▶ Objective:
Word for word, print each line of the listing below; pictures stay out.

▶ Data shown:

####################

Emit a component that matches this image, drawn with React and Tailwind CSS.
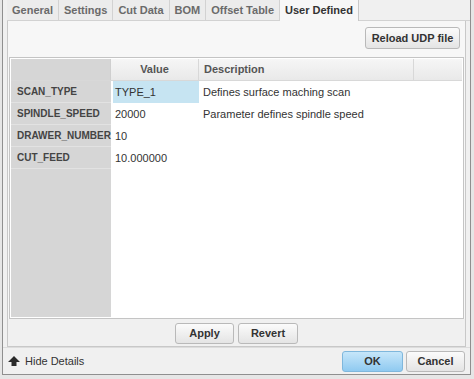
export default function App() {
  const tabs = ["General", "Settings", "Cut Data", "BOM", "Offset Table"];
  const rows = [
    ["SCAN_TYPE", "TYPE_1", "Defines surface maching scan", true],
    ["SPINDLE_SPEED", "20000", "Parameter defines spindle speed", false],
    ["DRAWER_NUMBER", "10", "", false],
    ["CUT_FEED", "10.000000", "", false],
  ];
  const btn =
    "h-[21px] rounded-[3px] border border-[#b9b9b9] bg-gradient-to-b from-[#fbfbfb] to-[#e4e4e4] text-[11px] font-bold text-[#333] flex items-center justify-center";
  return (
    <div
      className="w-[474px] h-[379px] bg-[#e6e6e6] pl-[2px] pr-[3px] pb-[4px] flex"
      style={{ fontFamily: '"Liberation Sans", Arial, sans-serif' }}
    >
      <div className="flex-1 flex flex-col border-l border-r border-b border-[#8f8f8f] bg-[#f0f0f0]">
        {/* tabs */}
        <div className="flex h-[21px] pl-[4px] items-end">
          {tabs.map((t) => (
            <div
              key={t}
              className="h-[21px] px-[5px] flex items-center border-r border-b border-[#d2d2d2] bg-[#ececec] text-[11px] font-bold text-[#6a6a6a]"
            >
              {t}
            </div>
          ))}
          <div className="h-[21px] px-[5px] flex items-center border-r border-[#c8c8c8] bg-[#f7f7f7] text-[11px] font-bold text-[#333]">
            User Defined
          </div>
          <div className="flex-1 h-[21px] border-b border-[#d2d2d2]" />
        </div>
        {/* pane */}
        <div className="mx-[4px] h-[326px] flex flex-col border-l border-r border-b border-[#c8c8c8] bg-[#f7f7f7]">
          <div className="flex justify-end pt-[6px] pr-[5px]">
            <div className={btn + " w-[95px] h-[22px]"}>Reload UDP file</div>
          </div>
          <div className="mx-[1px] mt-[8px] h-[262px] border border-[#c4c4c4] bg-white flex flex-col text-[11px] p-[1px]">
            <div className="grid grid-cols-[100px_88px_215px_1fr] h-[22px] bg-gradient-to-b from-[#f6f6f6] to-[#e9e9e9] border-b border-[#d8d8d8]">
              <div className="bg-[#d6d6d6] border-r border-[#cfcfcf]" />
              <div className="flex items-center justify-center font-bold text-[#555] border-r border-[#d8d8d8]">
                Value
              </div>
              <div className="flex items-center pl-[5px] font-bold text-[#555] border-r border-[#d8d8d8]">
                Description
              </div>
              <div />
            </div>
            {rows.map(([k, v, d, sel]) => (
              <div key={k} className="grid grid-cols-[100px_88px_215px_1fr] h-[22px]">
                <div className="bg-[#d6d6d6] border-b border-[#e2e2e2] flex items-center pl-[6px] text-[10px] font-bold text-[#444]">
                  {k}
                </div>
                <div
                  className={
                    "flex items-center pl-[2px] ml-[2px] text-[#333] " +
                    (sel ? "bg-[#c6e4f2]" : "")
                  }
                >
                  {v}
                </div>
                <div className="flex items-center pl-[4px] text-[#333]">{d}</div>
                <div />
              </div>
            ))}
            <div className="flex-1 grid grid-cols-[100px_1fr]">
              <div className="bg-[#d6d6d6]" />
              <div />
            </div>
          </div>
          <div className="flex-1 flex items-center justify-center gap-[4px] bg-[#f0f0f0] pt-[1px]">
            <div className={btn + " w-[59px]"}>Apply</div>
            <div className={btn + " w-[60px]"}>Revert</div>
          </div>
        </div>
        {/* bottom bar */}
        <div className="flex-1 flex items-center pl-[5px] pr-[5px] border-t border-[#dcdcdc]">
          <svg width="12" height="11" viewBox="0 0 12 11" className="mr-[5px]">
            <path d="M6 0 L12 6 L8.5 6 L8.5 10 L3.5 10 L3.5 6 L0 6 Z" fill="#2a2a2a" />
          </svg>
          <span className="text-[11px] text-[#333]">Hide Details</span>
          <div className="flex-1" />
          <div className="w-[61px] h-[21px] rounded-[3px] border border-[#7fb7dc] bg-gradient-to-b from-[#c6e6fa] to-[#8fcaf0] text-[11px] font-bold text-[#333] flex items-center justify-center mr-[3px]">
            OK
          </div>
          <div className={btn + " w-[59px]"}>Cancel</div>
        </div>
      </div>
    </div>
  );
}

####################

▶ Solution to the exercise:
Emit a component that matches this image, drawn with React and Tailwind CSS.
export default function App() {
  const tabs = ["General", "Settings", "Cut Data", "BOM", "Offset Table"];
  const rows = [
    ["SCAN_TYPE", "TYPE_1", "Defines surface maching scan", true],
    ["SPINDLE_SPEED", "20000", "Parameter defines spindle speed", false],
    ["DRAWER_NUMBER", "10", "", false],
    ["CUT_FEED", "10.000000", "", false],
  ];
  const btn =
    "h-[21px] rounded-[3px] border border-[#b9b9b9] bg-gradient-to-b from-[#fbfbfb] to-[#e4e4e4] text-[11px] font-bold text-[#333] flex items-center justify-center";
  return (
    <div
      className="w-[474px] h-[379px] bg-[#e6e6e6] pl-[2px] pr-[3px] pb-[4px] flex"
      style={{ fontFamily: '"Liberation Sans", Arial, sans-serif' }}
    >
      <div className="flex-1 flex flex-col border-l border-r border-b border-[#8f8f8f] bg-[#f0f0f0]">
        {/* tabs */}
        <div className="flex h-[21px] pl-[4px] items-end">
          {tabs.map((t) => (
            <div
              key={t}
              className="h-[21px] px-[5px] flex items-center border-r border-b border-[#d2d2d2] bg-[#ececec] text-[11px] font-bold text-[#6a6a6a]"
            >
              {t}
            </div>
          ))}
          <div className="h-[21px] px-[5px] flex items-center border-r border-[#c8c8c8] bg-[#f7f7f7] text-[11px] font-bold text-[#333]">
            User Defined
          </div>
          <div className="flex-1 h-[21px] border-b border-[#d2d2d2]" />
        </div>
        {/* pane */}
        <div className="mx-[4px] h-[326px] flex flex-col border-l border-r border-b border-[#c8c8c8] bg-[#f7f7f7]">
          <div className="flex justify-end pt-[6px] pr-[5px]">
            <div className={btn + " w-[95px] h-[22px]"}>Reload UDP file</div>
          </div>
          <div className="mx-[1px] mt-[8px] h-[262px] border border-[#c4c4c4] bg-white flex flex-col text-[11px] p-[1px]">
            <div className="grid grid-cols-[100px_88px_215px_1fr] h-[22px] bg-gradient-to-b from-[#f6f6f6] to-[#e9e9e9] border-b border-[#d8d8d8]">
              <div className="bg-[#d6d6d6] border-r border-[#cfcfcf]" />
              <div className="flex items-center justify-center font-bold text-[#555] border-r border-[#d8d8d8]">
                Value
              </div>
              <div className="flex items-center pl-[5px] font-bold text-[#555] border-r border-[#d8d8d8]">
                Description
              </div>
              <div />
            </div>
            {rows.map(([k, v, d, sel]) => (
              <div key={k} className="grid grid-cols-[100px_88px_215px_1fr] h-[22px]">
                <div className="bg-[#d6d6d6] border-b border-[#e2e2e2] flex items-center pl-[6px] text-[10px] font-bold text-[#444]">
                  {k}
                </div>
                <div
                  className={
                    "flex items-center pl-[2px] ml-[2px] text-[#333] " +
                    (sel ? "bg-[#c6e4f2]" : "")
                  }
                >
                  {v}
                </div>
                <div className="flex items-center pl-[4px] text-[#333]">{d}</div>
                <div />
              </div>
            ))}
            <div className="flex-1 grid grid-cols-[100px_1fr]">
              <div className="bg-[#d6d6d6]" />
              <div />
            </div>
          </div>
          <div className="flex-1 flex items-center justify-center gap-[4px] bg-[#f0f0f0] pt-[1px]">
            <div className={btn + " w-[59px]"}>Apply</div>
            <div className={btn + " w-[60px]"}>Revert</div>
          </div>
        </div>
        {/* bottom bar */}
        <div className="flex-1 flex items-center pl-[5px] pr-[5px] border-t border-[#dcdcdc]">
          <svg width="12" height="11" viewBox="0 0 12 11" className="mr-[5px]">
            <path d="M6 0 L12 6 L8.5 6 L8.5 10 L3.5 10 L3.5 6 L0 6 Z" fill="#2a2a2a" />
          </svg>
          <span className="text-[11px] text-[#333]">Hide Details</span>
          <div className="flex-1" />
          <div className="w-[61px] h-[21px] rounded-[3px] border border-[#7fb7dc] bg-gradient-to-b from-[#c6e6fa] to-[#8fcaf0] text-[11px] font-bold text-[#333] flex items-center justify-center mr-[3px]">
            OK
          </div>
          <div className={btn + " w-[59px]"}>Cancel</div>
        </div>
      </div>
    </div>
  );
}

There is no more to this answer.